▶ **Your task**
Your task is to repeat all of the material exactly.

─── Dataset content ───

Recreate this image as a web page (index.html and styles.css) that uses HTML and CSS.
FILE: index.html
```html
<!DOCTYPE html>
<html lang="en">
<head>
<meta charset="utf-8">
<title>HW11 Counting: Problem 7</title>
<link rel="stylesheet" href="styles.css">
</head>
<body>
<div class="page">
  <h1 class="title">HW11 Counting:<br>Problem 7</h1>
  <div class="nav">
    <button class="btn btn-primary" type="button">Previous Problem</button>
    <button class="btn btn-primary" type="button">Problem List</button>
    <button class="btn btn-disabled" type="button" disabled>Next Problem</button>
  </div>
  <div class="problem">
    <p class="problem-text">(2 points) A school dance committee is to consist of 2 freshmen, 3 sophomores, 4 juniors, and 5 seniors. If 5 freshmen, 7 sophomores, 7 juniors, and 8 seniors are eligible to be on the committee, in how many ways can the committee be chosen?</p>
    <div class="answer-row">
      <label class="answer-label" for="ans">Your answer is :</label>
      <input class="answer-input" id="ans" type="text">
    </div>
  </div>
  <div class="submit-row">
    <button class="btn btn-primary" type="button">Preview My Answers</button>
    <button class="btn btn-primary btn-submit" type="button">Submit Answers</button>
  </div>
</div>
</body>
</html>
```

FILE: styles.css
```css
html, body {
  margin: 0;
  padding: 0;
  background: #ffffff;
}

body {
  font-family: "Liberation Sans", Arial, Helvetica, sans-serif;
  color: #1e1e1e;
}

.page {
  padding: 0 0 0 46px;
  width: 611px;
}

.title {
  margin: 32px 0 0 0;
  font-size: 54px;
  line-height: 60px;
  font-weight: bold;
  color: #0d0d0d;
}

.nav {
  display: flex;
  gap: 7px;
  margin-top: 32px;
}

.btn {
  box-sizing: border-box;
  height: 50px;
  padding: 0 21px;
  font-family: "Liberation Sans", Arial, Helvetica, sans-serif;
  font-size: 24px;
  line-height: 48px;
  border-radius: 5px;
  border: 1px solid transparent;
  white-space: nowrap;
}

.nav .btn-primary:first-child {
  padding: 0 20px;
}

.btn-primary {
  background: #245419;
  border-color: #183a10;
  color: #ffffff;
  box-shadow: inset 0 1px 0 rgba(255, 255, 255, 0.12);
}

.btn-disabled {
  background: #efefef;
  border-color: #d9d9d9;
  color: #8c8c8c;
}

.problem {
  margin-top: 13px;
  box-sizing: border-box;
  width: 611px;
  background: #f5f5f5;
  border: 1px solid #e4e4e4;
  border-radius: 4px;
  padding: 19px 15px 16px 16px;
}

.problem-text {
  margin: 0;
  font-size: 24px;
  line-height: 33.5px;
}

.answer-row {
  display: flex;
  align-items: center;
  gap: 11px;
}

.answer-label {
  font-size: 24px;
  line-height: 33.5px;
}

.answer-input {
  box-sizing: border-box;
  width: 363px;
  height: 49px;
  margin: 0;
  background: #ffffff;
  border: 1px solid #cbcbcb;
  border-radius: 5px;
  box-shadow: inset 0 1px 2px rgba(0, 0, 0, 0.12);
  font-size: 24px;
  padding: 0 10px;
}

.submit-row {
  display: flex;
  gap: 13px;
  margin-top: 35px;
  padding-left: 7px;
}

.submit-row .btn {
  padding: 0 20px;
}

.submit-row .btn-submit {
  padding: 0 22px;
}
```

───

▶ **Result**
Recreate this image as a web page (index.html and styles.css) that uses HTML and CSS.
FILE: index.html
```html
<!DOCTYPE html>
<html lang="en">
<head>
<meta charset="utf-8">
<title>HW11 Counting: Problem 7</title>
<link rel="stylesheet" href="styles.css">
</head>
<body>
<div class="page">
  <h1 class="title">HW11 Counting:<br>Problem 7</h1>
  <div class="nav">
    <button class="btn btn-primary" type="button">Previous Problem</button>
    <button class="btn btn-primary" type="button">Problem List</button>
    <button class="btn btn-disabled" type="button" disabled>Next Problem</button>
  </div>
  <div class="problem">
    <p class="problem-text">(2 points) A school dance committee is to consist of 2 freshmen, 3 sophomores, 4 juniors, and 5 seniors. If 5 freshmen, 7 sophomores, 7 juniors, and 8 seniors are eligible to be on the committee, in how many ways can the committee be chosen?</p>
    <div class="answer-row">
      <label class="answer-label" for="ans">Your answer is :</label>
      <input class="answer-input" id="ans" type="text">
    </div>
  </div>
  <div class="submit-row">
    <button class="btn btn-primary" type="button">Preview My Answers</button>
    <button class="btn btn-primary btn-submit" type="button">Submit Answers</button>
  </div>
</div>
</body>
</html>
```

FILE: styles.css
```css
html, body {
  margin: 0;
  padding: 0;
  background: #ffffff;
}

body {
  font-family: "Liberation Sans", Arial, Helvetica, sans-serif;
  color: #1e1e1e;
}

.page {
  padding: 0 0 0 46px;
  width: 611px;
}

.title {
  margin: 32px 0 0 0;
  font-size: 54px;
  line-height: 60px;
  font-weight: bold;
  color: #0d0d0d;
}

.nav {
  display: flex;
  gap: 7px;
  margin-top: 32px;
}

.btn {
  box-sizing: border-box;
  height: 50px;
  padding: 0 21px;
  font-family: "Liberation Sans", Arial, Helvetica, sans-serif;
  font-size: 24px;
  line-height: 48px;
  border-radius: 5px;
  border: 1px solid transparent;
  white-space: nowrap;
}

.nav .btn-primary:first-child {
  padding: 0 20px;
}

.btn-primary {
  background: #245419;
  border-color: #183a10;
  color: #ffffff;
  box-shadow: inset 0 1px 0 rgba(255, 255, 255, 0.12);
}

.btn-disabled {
  background: #efefef;
  border-color: #d9d9d9;
  color: #8c8c8c;
}

.problem {
  margin-top: 13px;
  box-sizing: border-box;
  width: 611px;
  background: #f5f5f5;
  border: 1px solid #e4e4e4;
  border-radius: 4px;
  padding: 19px 15px 16px 16px;
}

.problem-text {
  margin: 0;
  font-size: 24px;
  line-height: 33.5px;
}

.answer-row {
  display: flex;
  align-items: center;
  gap: 11px;
}

.answer-label {
  font-size: 24px;
  line-height: 33.5px;
}

.answer-input {
  box-sizing: border-box;
  width: 363px;
  height: 49px;
  margin: 0;
  background: #ffffff;
  border: 1px solid #cbcbcb;
  border-radius: 5px;
  box-shadow: inset 0 1px 2px rgba(0, 0, 0, 0.12);
  font-size: 24px;
  padding: 0 10px;
}

.submit-row {
  display: flex;
  gap: 13px;
  margin-top: 35px;
  padding-left: 7px;
}

.submit-row .btn {
  padding: 0 20px;
}

.submit-row .btn-submit {
  padding: 0 22px;
}
```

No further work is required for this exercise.